This reflection is really a continuation of my previous article on January 17, 2007 regarding the state of real estate here in the valley. Little has changed since that article. Our market continues in transition toward a more balanced state in which expectations of buyers and those of sellers are more closely aligned. Good indicators of when that balanced state is reached will be when buyers are more confident and back in full force. They will no longer be leery that they are buying at some “peak” in the market, or that “some bubble is going to burst”, as perceived by their “market experts” – usually their parents, friends, spouse or partner!
Today, there are over 8000 properties for sale in the Coachella Valley, not including the newly built homes that are springing up everywhere. Considering the entire inventory out there, potential buyers certainly do have the upper hand.For starters, be realistic; get informed as to what is happening in your specific market – not nationally, not statewide, or even in the valley, but in your own neighborhood. Understand that what happened last year to the house next door, or elsewhere in your neighborhood, is not relevant in today’s market. Even if your neighbor’s house sold above its list price a year ago, it just doesn’t matter in today’s marketplace. What does matter is what price the comparable houses in your neighborhood are selling for today, or have sold for in the not too distant past, i.e., the last six months.

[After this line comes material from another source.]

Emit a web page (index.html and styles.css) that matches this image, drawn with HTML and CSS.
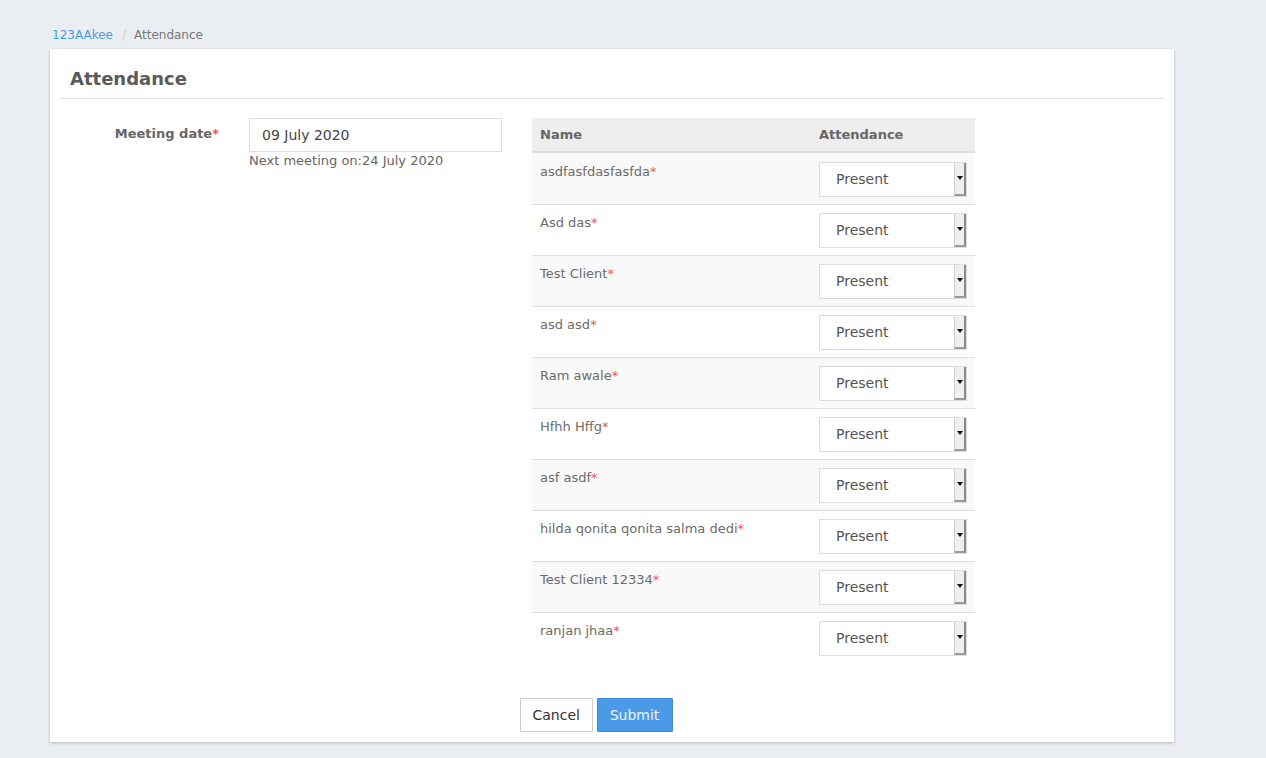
FILE: index.html
```html
<!DOCTYPE html>
<html>
<head>
<meta charset="utf-8">
<link rel="stylesheet" href="styles.css">
</head>
<body>
<div class="page">
  <div class="breadcrumb"><a href="#">123AAkee</a><span class="sep">/</span><span class="current">Attendance</span></div>
  <div class="panel">
    <div class="panel-head"><h1>Attendance</h1></div>
    <div class="panel-body">
      <div class="form-row">
        <div class="field-label">Meeting date<span class="req">*</span></div>
        <div class="field">
          <input class="text-input" type="text" value="09 July 2020">
          <div class="help">Next meeting on:24 July 2020</div>
        </div>
        <table class="att-table">
          <thead><tr><th class="c-name">Name</th><th class="c-att">Attendance</th></tr></thead>
          <tbody>
            <tr><td>asdfasfdasfasfda<span class="req">*</span></td><td><div class="sel"><span class="sel-text">Present</span><span class="sel-btn"></span></div></td></tr>
            <tr><td>Asd das<span class="req">*</span></td><td><div class="sel"><span class="sel-text">Present</span><span class="sel-btn"></span></div></td></tr>
            <tr><td>Test Client<span class="req">*</span></td><td><div class="sel"><span class="sel-text">Present</span><span class="sel-btn"></span></div></td></tr>
            <tr><td>asd asd<span class="req">*</span></td><td><div class="sel"><span class="sel-text">Present</span><span class="sel-btn"></span></div></td></tr>
            <tr><td>Ram awale<span class="req">*</span></td><td><div class="sel"><span class="sel-text">Present</span><span class="sel-btn"></span></div></td></tr>
            <tr><td>Hfhh Hffg<span class="req">*</span></td><td><div class="sel"><span class="sel-text">Present</span><span class="sel-btn"></span></div></td></tr>
            <tr><td>asf asdf<span class="req">*</span></td><td><div class="sel"><span class="sel-text">Present</span><span class="sel-btn"></span></div></td></tr>
            <tr><td>hilda qonita qonita salma dedi<span class="req">*</span></td><td><div class="sel"><span class="sel-text">Present</span><span class="sel-btn"></span></div></td></tr>
            <tr><td>Test Client 12334<span class="req">*</span></td><td><div class="sel"><span class="sel-text">Present</span><span class="sel-btn"></span></div></td></tr>
            <tr><td>ranjan jhaa<span class="req">*</span></td><td><div class="sel"><span class="sel-text">Present</span><span class="sel-btn"></span></div></td></tr>
          </tbody>
        </table>
      </div>
      <div class="actions">
        <button class="btn btn-default">Cancel</button>
        <button class="btn btn-primary">Submit</button>
      </div>
    </div>
  </div>
</div>
</body>
</html>
```
FILE: styles.css
```css
* { box-sizing: border-box; }
html, body { margin: 0; padding: 0; }
body {
  background: #eaedf1;
  font-family: "DejaVu Sans", "Noto Sans", sans-serif;
  font-size: 13px;
  color: #666;
  height: 758px;
}
.page { padding: 27px 92px 0 50px; }
.breadcrumb {
  font-size: 12px;
  line-height: 17px;
  padding-left: 2px;
  margin-bottom: 5px;
}
.breadcrumb a { color: #4a9ae8; text-decoration: none; }
.breadcrumb .sep { color: #ccc; padding: 0 8px 0 9px; }
.breadcrumb .current { color: #777; }
.panel {
  background: #fff;
  box-shadow: 0 1px 3px rgba(0,0,0,0.22);
  padding: 0 10px;
  height: 693px;
}
.panel-head {
  border-bottom: 1px solid #e3e3e3;
  padding: 18px 10px 0;
  height: 50px;
}
.panel-head h1 {
  margin: 0;
  font-size: 18px;
  line-height: 24px;
  font-weight: bold;
  color: #5a5a5a;
}
.panel-body { padding-top: 19px; }
.form-row { display: flex; align-items: flex-start; }
.field-label {
  width: 159px;
  text-align: right;
  font-weight: bold;
  color: #666;
  padding-top: 7px;
  line-height: 17px;
}
.req { color: #e35b5b; font-weight: normal; }
.field-label .req { font-weight: bold; }
.field { width: 253px; margin-left: 30px; }
.text-input {
  display: block;
  width: 253px;
  height: 34px;
  border: 1px solid #ddd;
  padding: 0 12px;
  font-family: inherit;
  font-size: 14px;
  color: #444;
  outline: none;
}
.help { margin-top: 1px; line-height: 16px; color: #666; }
.att-table {
  margin-left: 30px;
  width: 443px;
  border-collapse: collapse;
}
.att-table th {
  background: #eeeeee;
  text-align: left;
  font-weight: bold;
  color: #666;
  height: 34px;
  padding: 0 8px;
  border-bottom: 2px solid #dddddd;
  vertical-align: middle;
}
.att-table th.c-name { width: 279px; }
.att-table td {
  border-top: 1px solid #dddddd;
  padding: 8px 8px 7px;
  vertical-align: top;
  line-height: 20px;
}
.att-table tbody tr:first-child td { padding-top: 9px; }
.att-table tbody tr:nth-child(odd) td { background: #f9f9f9; }
.att-table td:first-child { color: #6b6b6b; }
.sel {
  position: relative;
  width: 148px;
  height: 35px;
  border: 1px solid #dcdcdc;
  background: #fff;
  display: flex;
  align-items: center;
}
.sel-text { padding-left: 16px; padding-bottom: 2px; font-size: 14px; color: #555; }
.sel-btn {
  position: absolute;
  right: 0;
  top: 0;
  bottom: 0;
  width: 12px;
  background: #efefef;
  border-left: 1px solid #cfcfcf;
  border-right: 2px solid #8a8a8a;
  border-bottom: 2px solid #9a9a9a;
}
.sel-btn::after {
  content: "";
  position: absolute;
  left: 2px;
  top: 13px;
  border-left: 3px solid transparent;
  border-right: 3px solid transparent;
  border-top: 4px solid #111;
}
.actions {
  display: flex;
  justify-content: center;
  gap: 4px;
  margin-top: 35px;
  padding-right: 32px;
}
.btn {
  font-family: inherit;
  font-size: 14px;
  height: 34px;
  padding: 0 12px;
  border: 1px solid #ccc;
  background: #fff;
  color: #333;
  border-radius: 1px;
}
.btn-default { width: 73px; }
.btn-primary {
  width: 76px;
  background: #4a9ae8;
  border-color: #3b8ad8;
  color: #eaf3fd;
}
```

Also, it really doesn’t matter what you paid for your house, how much you have spent on improvements, or your emotional attachment to it because you raised your family there. These things may be really important to you, but unfortunately, they are not important to a potential buyer. All a buyer really cares about is the value of the house to him or her, and that value is determined by how much the buyer is willing to pay for it today. The challenge for the seller is that he needs to be willing to price his or her home aggressively, that is, to be in line with today’s current prices of homes sold.
First Step – Determine a reasonable selling price
The first step is to get a knowledgeable Realtor to help you determine a fair and reasonable price. An excellent realtor will research the recent sales of comparable houses in your neighborhood to provide you with a market analysis (CMA) and also provide you with an impartial assessment of your property and how it compares to successfully sold properties similar to yours. Your Realtor should also help you understand what happened when houses that were listed didn’t sell, and why. You can often learn as much from a history of the houses that didn’t sell as from those that did.
Second Step – Objectively evaluate the condition of your homeand make necessary changes
Take stock of the condition of your house, both its interior and exterior. The potential buyer’s first impression of your house is the most important one, and you only get one chance to make it a good one. You hear a lot about “curb appeal”, and it really is important because that’s the point where first impressions are formed. So fix what is broken and spruce up what is needed to emphasize the property’s best attributes. To see a check list of the items to consider (for there are too many to list here), I suggest that you click on the Buyer/Seller section of our Web site and review the recommendations there.
One other thing to consider at this point – if you are moving out of your home and it is being sold empty of furniture and decorations, consider having your home staged by a professional. Anything you can do to enhance the appearance of the property will pay handsome dividends when it comes time for prospective buyers to determine the size of their offer.
Third Step – Develop a marketing plan
When you interview professional Realtors to make a selection of one to represent your property, be sure that you get a marketing plan that is specific to the needs of your specific home and neighborhood. Expect that the plan will have a time line that commits not only to what will be done, but also to when it will be done. Hold your Realtor accountable; get a commitment for periodic status reports or reviews of what is working in getting potential buyers through your house and what isn’t. Above all, stay flexible on price and terms. In this transition market, the competition takes new forms all the time. You and your Realtor will have to be nimble to keep up with competition.
Just remember that, in this market, you and your Realtor really have to work at taking your property to prospective buyers. Buyers aren’t just randomly going to walk into your house. How, and in what form a marketing plan unfolds, is left to your Realtor to define. Not all things work in all environments, for all properties. Just make sure you get a plan, and that it is followed.
I think that most everyone would agree that the market is still in its correction phase. We don’t all necessarily agree as to whether it’s a true “Buyers Market” or not, but we all do agree that there are a lot more folks looking today than were looking a few months ago. Now our job as Realtors is to convert them into buyers.
This year, as the market correction runs its course, a more stable and predictable real estate market will emerge. It will be defined by a state in which your house, your neighbor’s house, and other comparable properties are all listed and sold at prices within a few percentage points of one another. At this point, these conditions will again become the norm, not the exception. We will see a correspondence or equalization in what buyers expect and what sellers want.